KARACHI, Aug 7: There is a dire need to create awareness about patients’ rights which include education and a better understanding of various ailments as it makes disease management a lot easier.

These views were expressed by Sindh Health Minister Syed Sardar Ahmed at a programme held to mark ‘Patient family education and patient family rights day’ at the Aga Khan University auditorium here on Tuesday with Adviser to the Sindh chief minister Fatima Surraya Bajia as the guest of honour.

The provincial minister stressed the need for creating mass awareness regarding patients’ rights which, he said, were given due importance in the developed countries but unfortunately were a neglected subject in our part of the world.

He deplored that many government doctors posted in the rural parts of the country were drawing their salaries from those areas but were actually working in cities.

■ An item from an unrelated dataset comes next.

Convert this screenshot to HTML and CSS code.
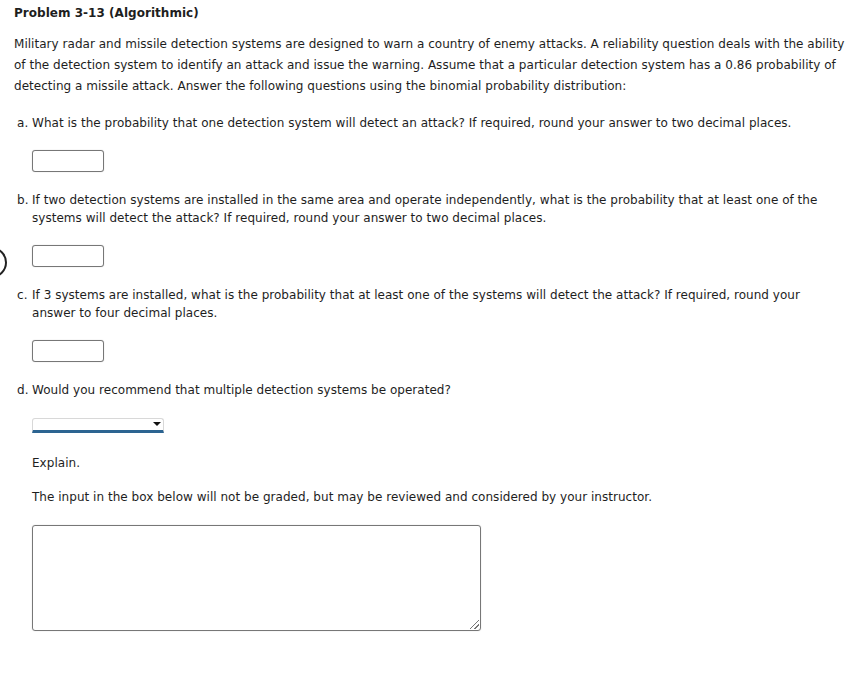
FILE: index.html
```html
<!DOCTYPE html>
<html>
<head>
<meta charset="utf-8">
<link rel="stylesheet" href="styles.css">
</head>
<body>
<div class="ring"></div>
<div class="page">
  <h1 class="title">Problem 3-13 (Algorithmic)</h1>
  <p class="intro">Military radar and missile detection systems are designed to warn a country of enemy attacks. A reliability question deals with the ability of the detection system to identify an attack and issue the warning. Assume that a particular detection system has a 0.86 probability of detecting a missile attack. Answer the following questions using the binomial probability distribution:</p>

  <div class="q">
    <span class="mark">a.</span>
    <div class="body">
      <div class="text">What is the probability that one detection system will detect an attack? If required, round your answer to two decimal places.</div>
      <input class="num" type="text">
    </div>
  </div>

  <div class="q">
    <span class="mark">b.</span>
    <div class="body">
      <div class="text">If two detection systems are installed in the same area and operate independently, what is the probability that at least one of the systems will detect the attack? If required, round your answer to two decimal places.</div>
      <input class="num" type="text">
    </div>
  </div>

  <div class="q">
    <span class="mark">c.</span>
    <div class="body">
      <div class="text">If 3 systems are installed, what is the probability that at least one of the systems will detect the attack? If required, round your answer to four decimal places.</div>
      <input class="num" type="text">
    </div>
  </div>

  <div class="q">
    <span class="mark">d.</span>
    <div class="body">
      <div class="text">Would you recommend that multiple detection systems be operated?</div>
      <div class="select"><span class="arrow"></span></div>
      <div class="explain">Explain.</div>
      <div class="note">The input in the box below will not be graded, but may be reviewed and considered by your instructor.</div>
      <div class="area"><span class="grip"></span></div>
    </div>
  </div>
</div>
</body>
</html>
```

FILE: styles.css
```css
html, body {
  margin: 0;
  padding: 0;
  background: #fff;
}
body {
  font-family: "DejaVu Sans", Verdana, sans-serif;
  font-size: 12px;
  letter-spacing: 0.03px;
  color: #1e1e1e;
  position: relative;
  overflow: hidden;
  height: 680px;
}
.ring {
  position: absolute;
  left: -24px;
  top: 247px;
  width: 27px;
  height: 27px;
  border: 2.5px solid #222;
  border-radius: 50%;
}
.page {
  padding: 4px 0 0 14px;
}
.title {
  margin: 0;
  font-size: 12px;
  font-weight: bold;
  line-height: 18px;
  color: #1e1e1e;
}
.intro {
  margin: 12px 0 0 0;
  line-height: 21px;
  width: 835px;
}
.q {
  display: flex;
  margin-top: 17px;
  padding-left: 3px;
  line-height: 18px;
}
.q + .q { margin-top: 19px; }
.mark {
  width: 15px;
  flex: none;
}
.body {
  flex: 1;
  display: flex;
  flex-direction: column;
  align-items: flex-start;
  padding-right: 20px;
}
.num {
  margin: 18px 0 0 0;
  width: 72px;
  height: 22px;
  box-sizing: border-box;
  border: 1px solid #777;
  border-radius: 3px;
  box-shadow: 0 0 1px rgba(0,0,0,0.3);
  padding: 0;
  outline: none;
}
.select {
  margin-top: 19px;
  width: 132px;
  height: 15px;
  box-sizing: border-box;
  border: 1px solid #d8d8d8;
  border-bottom: 3px solid #2c6491;
  border-radius: 3px 3px 0 0;
  position: relative;
}
.arrow {
  position: absolute;
  right: 2px;
  top: 3px;
  width: 0;
  height: 0;
  border-left: 4px solid transparent;
  border-right: 4px solid transparent;
  border-top: 4px solid #111;
}
.explain {
  margin-top: 21px;
}
.note {
  margin-top: 16px;
}
.area {
  margin-top: 19px;
  width: 449px;
  height: 106px;
  box-sizing: border-box;
  border: 1px solid #777;
  border-radius: 3px;
  box-shadow: 0 0 1px rgba(0,0,0,0.3);
  position: relative;
}
.grip {
  position: absolute;
  right: 1px;
  bottom: 1px;
  width: 9px;
  height: 9px;
  background: linear-gradient(135deg, transparent 45%, #777 45%, #777 52%, transparent 52%, transparent 72%, #777 72%, #777 79%, transparent 79%);
}
```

The minister said that there was no dearth of talent or resources in Pakistan, adding that the citizens needed a mindset to serve the humanity selflessly. The government, he said, was working towards the improvement of the health sector for which doctors and paramedics were appointed so as to fill the vacant posts and steps were also under way to make the basic health units operational through public-private partnership.

Lauding the services of the Aga Khan University Hospital, the health minister said that the institution was a example for other private hospitals which, by and large, had become merely money-minting enterprises. He said that nurses could play a crucial role in protecting patients’ rights.

Speaking about various steps the AKUH is taking to facilitate the patients, Dr Firdous Jahan, co-chair committee of Patient Family Education and Patient Family Rights, said that a patients’ helpline would be established by the end of this year at the hospital and plans were being made to create awareness about patients’ rights in other health care facilities as well.

Dr Khurshid Khawaja, Director Nursing Services, said that best possible care without any discrimination was the right of every patient. “They also have the right to education about all the relevant aspects of well-being, guidance, privacy and confidentiality, refuse treatment and above all to seek second opinion and question the medical staff.

As part of the day’s celebrations, prizes were distributed among the winners of poster and quiz contest and the representatives of Clifton Medical Service, Community Health Centre and paediatrics ward B, which had shown complete compliance to patients family education and patient family rights standards.